When you walk into a crowded bar, cocktail party, or conference hall, how do you know who’s worth meeting?
It’s a problem that scads of technology start-ups have tried to solve, without much success. Turns out that developing a device or mobile app that can supplement serendipity, figuring out which people in a room share your interests or helping you land your next big sale, is harder than building a computer that can win at “Jeopardy.”
“Getting a critical mass of users is your first problem, and that was a challenge for us,” says Tushneem Dharmagadda, who started developing a mobile app called Plug back in 2007, to help people make connections at business events. “At some events, we’d get 25 percent of the people using our app, but you want more like 60 or 70 percent for it to be really useful.” Dharmagadda is now focusing on a different business idea.

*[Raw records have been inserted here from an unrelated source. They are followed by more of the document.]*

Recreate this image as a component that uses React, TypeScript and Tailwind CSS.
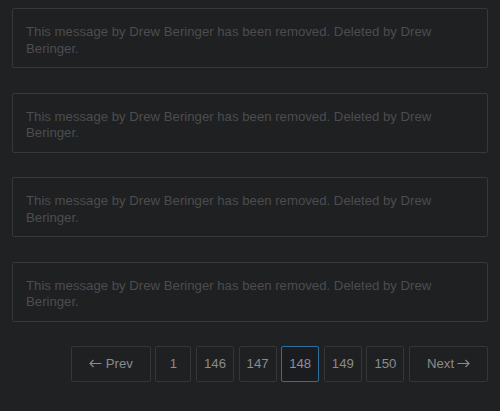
import React from "react";

const msgs = [0, 1, 2, 3];

function Arrow({ dir }: { dir: "l" | "r" }) {
  return (
    <svg width="13" height="9" viewBox="0 0 13 9" className="shrink-0">
      {dir === "l" ? (
        <path d="M12.5 4.5H1M4.5 1L1 4.5L4.5 8" stroke="#8a8b8d" strokeWidth="1.1" fill="none" />
      ) : (
        <path d="M0.5 4.5H12M8.5 1L12 4.5L8.5 8" stroke="#8a8b8d" strokeWidth="1.1" fill="none" />
      )}
    </svg>
  );
}

function Btn({ children, w, active }: { children: React.ReactNode; w: string; active?: boolean }) {
  return (
    <div
      className={
        "flex h-[36px] items-center justify-center rounded-[2px] border text-[13.2px] " +
        w +
        (active
          ? " border-[#2f6f9b] bg-[#1a1c1f] text-[#8e9092]"
          : " border-[#353638] bg-[#1f2022] text-[#8a8b8d]")
      }
    >
      {children}
    </div>
  );
}

export default function App() {
  return (
    <div
      className="min-h-[411px] w-[500px] bg-[#202123] px-[12px] pt-[8px]"
      style={{ fontFamily: '"Liberation Sans", Arial, sans-serif' }}
    >
      <div className="flex flex-col gap-[24.67px]">
        {msgs.map((i) => (
          <div
            key={i}
            className="h-[60px] rounded-[2px] border border-[#37383a] bg-[#1f2022] pl-[13px] pr-[14px] pt-[15px] text-[13.2px] leading-[16.5px] text-[#4c4d4f]"
          >
            This message by Drew Beringer has been removed. Deleted by Drew Beringer.
          </div>
        ))}
      </div>
      <div className="mt-[24px] flex justify-end gap-[4.6px]">
        <Btn w="w-[80px] gap-[4px]">
          <Arrow dir="l" />
          <span>Prev</span>
        </Btn>
        <Btn w="w-[36px]">1</Btn>
        <Btn w="w-[38px]">146</Btn>
        <Btn w="w-[38px]">147</Btn>
        <Btn w="w-[38px]" active>
          148
        </Btn>
        <Btn w="w-[38px]">149</Btn>
        <Btn w="w-[38px]">150</Btn>
        <Btn w="w-[79px] gap-[3px]">
          <span>Next</span>
          <Arrow dir="r" />
        </Btn>
      </div>
    </div>
  );
}
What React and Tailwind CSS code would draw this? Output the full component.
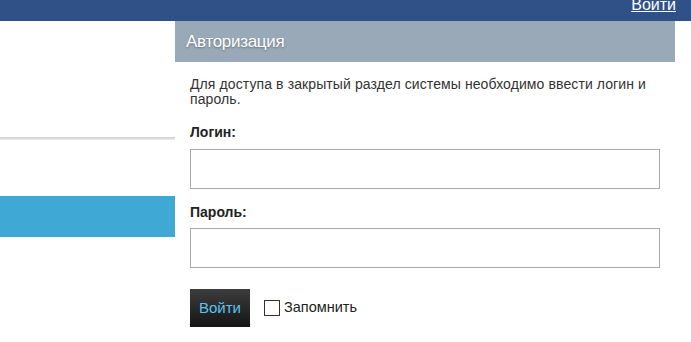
export default function App() {
  return (
    <div className="min-h-screen bg-white font-['Liberation_Sans',Arial,sans-serif] text-[#333]">
      {/* Top bar */}
      <div className="h-[21px] bg-[#2f5187] flex justify-end items-end overflow-hidden pr-[15px]">
        <a href="#" className="text-white text-[16px] leading-[16px] underline mb-[8px]">
          Войти
        </a>
      </div>

      <div className="flex">
        {/* Sidebar */}
        <div className="w-[175px] shrink-0">
          <div className="h-[116px]" />
          <div className="h-[3px] bg-gradient-to-b from-[#cfcfcf] to-[#ececec]" />
          <div className="h-[56px]" />
          <div className="h-[41px] bg-[#3fa8d4]" />
        </div>

        {/* Auth panel */}
        <div className="w-[500px] shrink-0">
          <div className="h-[41px] bg-[#99a9b8] flex items-center pl-[11px]">
            <h2 className="text-white text-[17px] tracking-[-0.3px] [text-shadow:0_1px_2px_rgba(0,0,0,0.35)]">
              Авторизация
            </h2>
          </div>
          <div className="px-[15px] pt-[15px]">
            <p className="text-[14px] leading-[15px] tracking-[0.1px] text-[#333] pr-[10px]">
              Для доступа в закрытый раздел системы необходимо ввести логин и пароль.
            </p>
            <label className="block mt-[17px] text-[14px] font-bold text-[#222] leading-[16px]">
              Логин:
            </label>
            <input type="text" className="block mt-[9px] w-[470px] h-[40px] border border-[#aaa] outline-none" />
            <label className="block mt-[15px] text-[14px] font-bold text-[#222] leading-[16px]">
              Пароль:
            </label>
            <input type="password" className="block mt-[8px] w-[470px] h-[40px] border border-[#aaa] outline-none" />
            <div className="flex items-center mt-[21px]">
              <button className="w-[60px] h-[38px] bg-gradient-to-b from-[#3d3d3d] to-[#151515] text-[#5cc4ef] text-[15px]">
                Войти
              </button>
              <label className="flex items-center ml-[14px] text-[14.5px] text-[#222]">
                <span className="w-[16px] h-[16px] border border-[#333] bg-white mr-[4px]" />
                Запомнить
              </label>
            </div>
          </div>
        </div>
      </div>
    </div>
  );
}
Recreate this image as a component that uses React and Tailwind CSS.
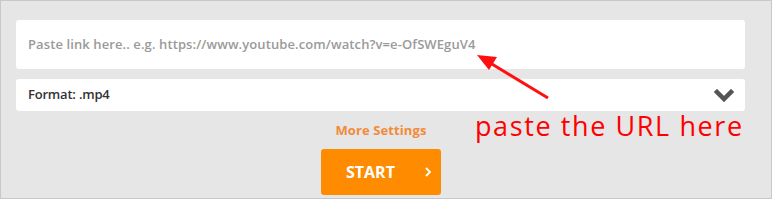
import React from 'react';

const App = () => {
  return (
    <div className="w-[774px] h-[200px] bg-white">
      <div className="relative w-[772px] h-[199px] bg-[#e6e6e6] border border-[#c8c8c8] pt-[19px] px-[15px]">
        {/* Link input */}
        <div className="w-[729px] h-[49px] bg-white rounded-[3px] flex items-center pl-[12px]">
          <span className="text-[13px] font-semibold text-[#9a9a9a] tracking-[0.1px]" style={{ fontFamily: '"Open Sans", sans-serif' }}>
            Paste link here.. e.g. https://www.youtube.com/watch?v=e-OfSWEguV4
          </span>
        </div>

        {/* Format select */}
        <div className="mt-[10px] w-[729px] h-[32px] bg-white rounded-[3px] flex items-center justify-between pl-[12px] pr-[11px]">
          <span className="text-[13px] font-semibold text-[#333] tracking-[-0.2px]" style={{ fontFamily: '"Open Sans", sans-serif' }}>
            Format: .mp4
          </span>
          <svg width="20" height="13" viewBox="0 0 20 13">
            <path d="M3 3 L10 10 L17 3" fill="none" stroke="#555" strokeWidth="4.5" strokeLinecap="square" />
          </svg>
        </div>

        <div className="flex flex-col items-center w-[730px]">
          <span className="mt-[10px] text-[13px] font-bold text-[#f28a3a] tracking-[0.1px]" style={{ fontFamily: '"Open Sans", sans-serif' }}>
            More Settings
          </span>
          <button className="mt-[8px] w-[120px] h-[46px] bg-[#ff8c00] rounded-[3px] flex items-center pl-[25px] gap-[29px] text-white">
            <span className="text-[16px] font-bold" style={{ fontFamily: '"Open Sans", sans-serif' }}>START</span>
            <svg width="8" height="12" viewBox="0 0 8 12">
              <path d="M2 2 L6 6 L2 10" fill="none" stroke="white" strokeWidth="1.8" />
            </svg>
          </button>
        </div>

        {/* annotation */}
        <span className="absolute left-[474px] top-[111px] text-[27px] tracking-[1.6px] text-[#ff0000] leading-none" style={{ fontFamily: '"Open Sans", sans-serif' }}>
          paste the URL here
        </span>
        <svg className="absolute left-0 top-0 pointer-events-none" width="772" height="199">
          <line x1="547" y1="97" x2="486" y2="60" stroke="#ff1010" strokeWidth="3" />
          <polygon points="476,54 496,56 488,69" fill="#ff1010" />
        </svg>
      </div>
    </div>
  );
};

export default App;
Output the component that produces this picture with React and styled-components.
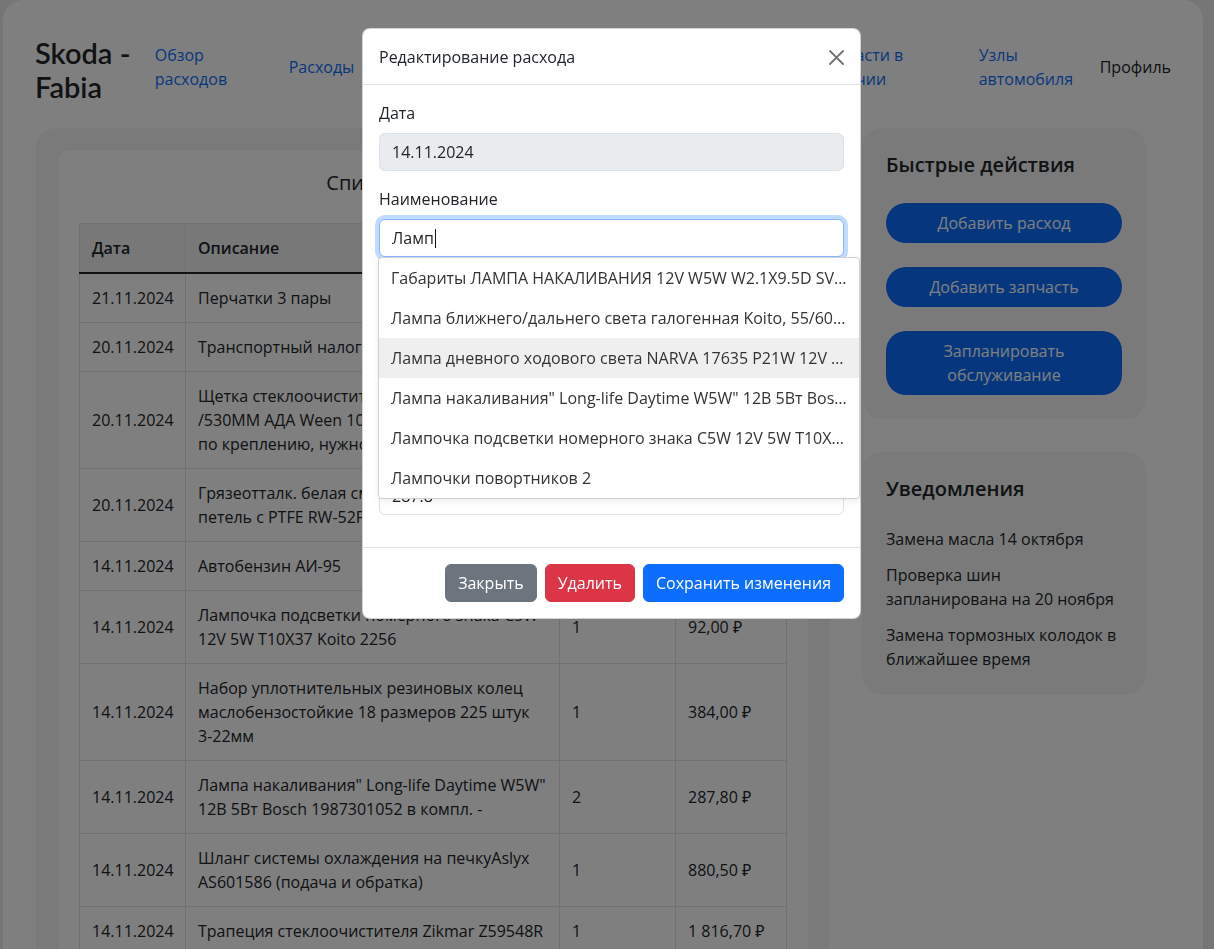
import React from 'react';
import styled, { createGlobalStyle } from 'styled-components';

const GlobalStyle = createGlobalStyle`
  html, body { margin: 0; padding: 0; }
  body {
    background: #ececec;
    font-family: "Open Sans", "Noto Sans", sans-serif;
    color: #212529;
    font-size: 16px;
    line-height: 1.5;
    overflow: hidden;
  }
  * { box-sizing: border-box; }
`;

const Page = styled.div`
  padding: 0 11px 0 3px;
  height: 949px;
  overflow: hidden;
`;

const Container = styled.div`
  background: #fff;
  border-radius: 20px;
  padding: 32px 32px 0;
  min-height: 1000px;
`;

const Header = styled.header`
  display: flex;
  align-items: center;
`;

const Brand = styled.div`
  font-family: Lato, "Open Sans", sans-serif;
  font-weight: 600;
  font-size: 29px;
  line-height: 34px;
  padding-top: 4px;
  width: 96px;
  white-space: nowrap;
  color: #212529;
`;

const Nav = styled.nav`
  display: flex;
  align-items: center;
  gap: 61px;
  margin-left: 24px;
  margin-top: -2px;
`;

const NavLink = styled.a`
  display: block;
  width: ${p => p.$w}px;
  color: #0d6efd;
  text-decoration: none;
  line-height: 24px;
`;

const Profile = styled.div`
  margin-left: 27px;
  margin-top: -2px;
  color: #212529;
`;

const Main = styled.div`
  display: grid;
  grid-template-columns: 794px 284px;
  gap: 32px;
  margin: 24px 0 0 1px;
  align-items: start;
`;

const Panel = styled.section`
  background: #f5f5f5;
  border-radius: 20px;
  padding: 22px;
`;

const ListCard = styled.div`
  background: #fff;
  border-radius: 12px;
  padding: 21px;
  box-shadow: 0 0 2px rgba(0, 0, 0, 0.06);
`;

const ListTitle = styled.h2`
  margin: 0 0 28px;
  text-align: center;
  font-size: 20px;
  font-weight: 500;
  line-height: 24px;
`;

const Table = styled.table`
  width: 100%;
  border-collapse: collapse;
  table-layout: fixed;
`;

const Th = styled.th`
  background: #f1f1f1;
  text-align: left;
  font-weight: 600;
  padding: 12px;
  border: 1px solid #dee2e6;
  border-bottom: 2px solid #212529;
  line-height: 24px;
`;

const Td = styled.td`
  padding: 12px;
  border: 1px solid #dee2e6;
  vertical-align: middle;
  line-height: 24px;
`;

const Side = styled.aside`
  display: flex;
  flex-direction: column;
  gap: 33px;
`;

const SideCard = styled.div`
  background: #f5f5f5;
  border-radius: 20px;
  padding: 24px;
`;

const SideTitle = styled.h3`
  margin: 1px 0 ${p => (p.$flush ? 0 : 26)}px;
  font-size: 20px;
  font-weight: 600;
  line-height: 24px;
`;

const Actions = styled.div`
  display: flex;
  flex-direction: column;
  gap: 24px;
`;

const PillButton = styled.button`
  display: block;
  width: 100%;
  background: #0d6efd;
  color: #fff;
  border: none;
  border-radius: 20px;
  padding: 8px 16px;
  font: inherit;
  line-height: 24px;
  text-align: center;
`;

const Notes = styled.div`
  display: flex;
  flex-direction: column;
  gap: 12px;
  margin-top: 26px;
`;

const Note = styled.p`
  margin: 0;
  line-height: 24px;
`;

/* Modal */
const Backdrop = styled.div`
  position: fixed;
  inset: 0;
  background: rgba(0, 0, 0, 0.5);
  z-index: 10;
`;

const Dialog = styled.div`
  margin: 28px 0 0 362px;
  width: 499px;
  background: #fff;
  border: 1px solid rgba(0, 0, 0, 0.175);
  border-radius: 8px;
`;

const DialogHeader = styled.div`
  display: flex;
  align-items: center;
  justify-content: space-between;
  padding: 16px 16px 15px;
  border-bottom: 1px solid #dee2e6;
`;

const DialogTitle = styled.div`
  font-size: 16px;
  line-height: 24px;
  color: #212529;
`;

const CloseButton = styled.button`
  width: 16px;
  height: 16px;
  padding: 0;
  border: none;
  background: transparent;
  opacity: 0.55;
  display: flex;
  align-items: center;
  justify-content: center;
`;

const DialogBody = styled.div`
  padding: 16px;
`;

const Group = styled.div`
  position: relative;
  margin-bottom: 16px;
`;

const Label = styled.label`
  display: block;
  margin-bottom: 8px;
  line-height: 24px;
`;

const Field = styled.div`
  height: 38px;
  padding: 6px 12px;
  border: 1px solid ${p => (p.$focused ? '#86b7fe' : '#dee2e6')};
  border-radius: 6px;
  background: ${p => (p.$disabled ? '#e9ecef' : '#fff')};
  line-height: 24px;
  color: #212529;
  box-shadow: ${p => (p.$focused ? '0 0 0 4px rgba(13,110,253,.25)' : 'none')};
  display: flex;
  align-items: center;
`;

const Caret = styled.span`
  display: inline-block;
  width: 1px;
  height: 19px;
  background: #111;
  margin-left: 1px;
`;

const Suggestions = styled.div`
  position: absolute;
  top: 100%;
  left: -1px;
  width: 482px;
  background: #fff;
  border: 1px solid #d0d0d0;
  border-radius: 4px;
  box-shadow: 0 2px 6px rgba(0, 0, 0, 0.08);
  z-index: 5;
`;

const Suggestion = styled.div`
  padding: 8px 12px;
  line-height: 24px;
  white-space: nowrap;
  overflow: hidden;
  text-overflow: ellipsis;
  color: #333;
  background: ${p => (p.$active ? '#efefef' : 'transparent')};
`;

const DialogFooter = styled.div`
  display: flex;
  justify-content: flex-end;
  gap: 8px;
  padding: 16px;
  border-top: 1px solid #dee2e6;
`;

const Btn = styled.button`
  font: inherit;
  line-height: 24px;
  padding: 6px 12px;
  border-radius: 6px;
  border: 1px solid ${p => p.$bg};
  background: ${p => p.$bg};
  color: #fff;
`;

const navItems = [
  { t: 'Обзор расходов', w: 73 },
  { t: 'Расходы', w: 65 },
  { t: 'Обслуживание', w: 140 },
  { t: 'Статистика', w: 141 },
  { t: 'Запчасти в наличии', w: 100 },
  { t: 'Узлы автомобиля', w: 94 },
];

const rows = [
  ['21.11.2024', 'Перчатки 3 пары', '1', '350,00 ₽'],
  ['20.11.2024', 'Транспортный налог', '1', '1 425,00 ₽'],
  ['20.11.2024', 'Щетка стеклоочистителя комплект 650ММ /530ММ АДА Ween 1021-0115 не подходят по креплению, нужно менять', '1', '1 290,00 ₽'],
  ['20.11.2024', 'Грязеотталк. белая смазка для дверных петель с PTFE RW-52F 210мл', '1', '512,00 ₽'],
  ['14.11.2024', 'Автобензин АИ-95', '30', '1 650,00 ₽'],
  ['14.11.2024', 'Лампочка подсветки номерного знака C5W 12V 5W T10X37 Koito 2256', '1', '92,00 ₽'],
  ['14.11.2024', 'Набор уплотнительных резиновых колец маслобензостойкие 18 размеров 225 штук 3-22мм', '1', '384,00 ₽'],
  ['14.11.2024', 'Лампа накаливания" Long-life Daytime W5W" 12В 5Вт Bosch 1987301052 в компл. -', '2', '287,80 ₽'],
  ['14.11.2024', 'Шланг системы охлаждения на печкуAslyx AS601586 (подача и обратка)', '1', '880,50 ₽'],
  ['14.11.2024', 'Трапеция стеклоочистителя Zikmar Z59548R', '1', '1 816,70 ₽'],
];

const suggestions = [
  'Габариты ЛАМПА НАКАЛИВАНИЯ 12V W5W W2.1X9.5D SVS 0200110000',
  'Лампа ближнего/дальнего света галогенная Koito, 55/60W H4',
  'Лампа дневного ходового света NARVA 17635 P21W 12V 21W',
  'Лампа накаливания" Long-life Daytime W5W" 12В 5Вт Bosch 1987301052',
  'Лампочка подсветки номерного знака C5W 12V 5W T10X37 Koito 2256',
  'Лампочки повортников 2',
];

export default function App() {
  return (
    <>
      <GlobalStyle />
      <Page>
        <Container>
          <Header>
            <Brand>
              Skoda -<br />
              Fabia
            </Brand>
            <Nav>
              {navItems.map(n => (
                <NavLink key={n.t} href="#" $w={n.w}>
                  {n.t}
                </NavLink>
              ))}
            </Nav>
            <Profile>Профиль</Profile>
          </Header>
          <Main>
            <Panel>
              <ListCard>
                <ListTitle>Список всех расходов</ListTitle>
                <Table>
                  <colgroup>
                    <col style={{ width: 106 }} />
                    <col style={{ width: 374 }} />
                    <col style={{ width: 116 }} />
                    <col style={{ width: 111 }} />
                  </colgroup>
                  <thead>
                    <tr>
                      <Th>Дата</Th>
                      <Th>Описание</Th>
                      <Th>Кол-во</Th>
                      <Th>Сумма</Th>
                    </tr>
                  </thead>
                  <tbody>
                    {rows.map((r, i) => (
                      <tr key={i}>
                        {r.map((c, j) => (
                          <Td key={j}>{c}</Td>
                        ))}
                      </tr>
                    ))}
                  </tbody>
                </Table>
              </ListCard>
            </Panel>
            <Side>
              <SideCard>
                <SideTitle>Быстрые действия</SideTitle>
                <Actions>
                  <PillButton>Добавить расход</PillButton>
                  <PillButton>Добавить запчасть</PillButton>
                  <PillButton>Запланировать обслуживание</PillButton>
                </Actions>
              </SideCard>
              <SideCard>
                <SideTitle $flush>Уведомления</SideTitle>
                <Notes>
                  <Note>Замена масла 14 октября</Note>
                  <Note>Проверка шин запланирована на 20 ноября</Note>
                  <Note>Замена тормозных колодок в ближайшее время</Note>
                </Notes>
              </SideCard>
            </Side>
          </Main>
        </Container>
      </Page>

      <Backdrop>
        <Dialog>
          <DialogHeader>
            <DialogTitle>Редактирование расхода</DialogTitle>
            <CloseButton aria-label="Закрыть">
              <svg width="15" height="15" viewBox="0 0 15 15">
                <path d="M1 1 L14 14 M14 1 L1 14" stroke="#000" strokeWidth="1.8" strokeLinecap="round" />
              </svg>
            </CloseButton>
          </DialogHeader>
          <DialogBody>
            <Group>
              <Label>Дата</Label>
              <Field $disabled>14.11.2024</Field>
            </Group>
            <Group>
              <Label>Наименование</Label>
              <Field $focused>
                Ламп
                <Caret />
              </Field>
              <Suggestions>
                {suggestions.map((s, i) => (
                  <Suggestion key={i} $active={i === 2}>
                    {s}
                  </Suggestion>
                ))}
              </Suggestions>
            </Group>
            <Group>
              <Label>Узел автомобиля</Label>
              <Field>Электрика</Field>
            </Group>
            <Group>
              <Label>Количество</Label>
              <Field>2</Field>
            </Group>
            <Group>
              <Label>Сумма</Label>
              <Field>287.8</Field>
            </Group>
          </DialogBody>
          <DialogFooter>
            <Btn $bg="#6c757d">Закрыть</Btn>
            <Btn $bg="#dc3545">Удалить</Btn>
            <Btn $bg="#0d6efd">Сохранить изменения</Btn>
          </DialogFooter>
        </Dialog>
      </Backdrop>
    </>
  );
}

The newest entrant in what you might call F2F social networking (that’s face-to-face, of course) is a Cambridge start-up called Trovare. Trovare means “meet with” or “discover” in Italian, and the founders and backers of the company are all from northern Italy. They’re designing a rubber wristband called the, which is packed with electronics, a battery, and a Bluetooth wireless link.
Once you’ve used a smartphone to load elements of your Facebook profile onto the bracelet, it can help you find people nearby who like the same movies or went to the same college. Whenever you come within 30 feet of someone who shares some of your interests, three white LED lights start flashing and the bracelet vibrates.
“We want to give you a push to start talking with someone,” says Trovare founder Fabrizio Filippini, without telling you exactly what piece of your profile matched someone else’s. “We believe the emotion of meeting and getting to know a new person got lost in the social networking revolution, when you can just look at their profile on Facebook and LinkedIn and instantly know everything about them.”
But if you insist on learning exactly why your bracelet suggested you sidle up to someone, you can open the Amico app on your phone to see where your passions overlap. The app can also show you a Top 10 list of things that nearby people like. Are you in a room full of Bruins fans, or people who listen to “This American Life”? (Or both?)
Filippini says the company has developed a few working prototypes of the Amico bracelet, but is trying to raise money to move the product toward mass production. He says the company may soon test the bracelet on a college campus in Boston, since he views students as promising customers. Filippini says he hopes to sell the bracelet for about $40. It would require charging once a month.
Obviously, the bracelet isn’t very interesting if only three people at a gathering are wearing one. And with all of these F2F networking technologies, there’s a question about who will use them. Would the people you might most want to meet on campus — say, the captain of the basketball team or the president of Future Supermodels of America — wear an Amico? Filippini says one way to address that problem is giving away bracelets to certain alpha dogs and taste-makers.
Another Cambridge start-up, , has a different strategy. It built an online ticketing system for events, so when people register to attend, they can also provide their LinkedIn, Facebook, and Twitter information. Then, Proximate can send attendees an e-mail before the event highlighting a few people they ought to seek out.
“At a science conference, we might be able to connect two researchers with similar interests who might wind up publishing a research paper together,” says Proximate founder Evan Morikawa. But even Morikawa, who studied computer science at Olin College, says writing software to make the right introductions is tough. “If you have 40 mutual friends with someone, either you already know each other and shouldn’t be introduced by the system, or it would be the most mind-blowing introduction ever,” he says.
And when a person re-introduces you to someone you already know, you might smile and joke about it, Morikawa says. When a computer does it, you’re not as forgiving.
Numerous local start-ups have learned that lesson — and others. An MIT spin-out called nTag Interactive raised $23 million for a digital conference nametag that could communicate wirelessly with other nametags, helping connect you with the right people in a busy convention center.. Parallel Cities released an iPhone app in 2010 that never took off, and Mixer designed a mobile website last year.
“People wanted it in theory,” says former Mixer executive Andrew Grochal, “but they didn’t seem ready to have their smartphones be part of the networking experience.” Even at tech-oriented events where Mixer set up a table at the door to encourage attendees to use the service, “a lot of people said, ‘Maybe I’ll try it later,’ ” Grochal says.
As someone who attends lots of cocktail parties and conferences, meeting people randomly can be fun, but I still feel there’s an opportunity for technology to improve F2F networking, either by helping me meet people at companies I’m interested in, or by helping people with story ideas or news tips find me in a packed room. I may be a bit of a schmoozing obsessive, but I do sometimes wonder if I’m meeting enough new people at events — and also meeting the people most worth knowing.
“Trying to change people’s behavior when it comes to meeting other people is a really challenging space,” says Grochal. “Maybe someone will crack it, eventually.”
The pick-up line of the future may be, “Hey baby, my Amico bracelet said we should meet.” For now, it remains, “Come here often?”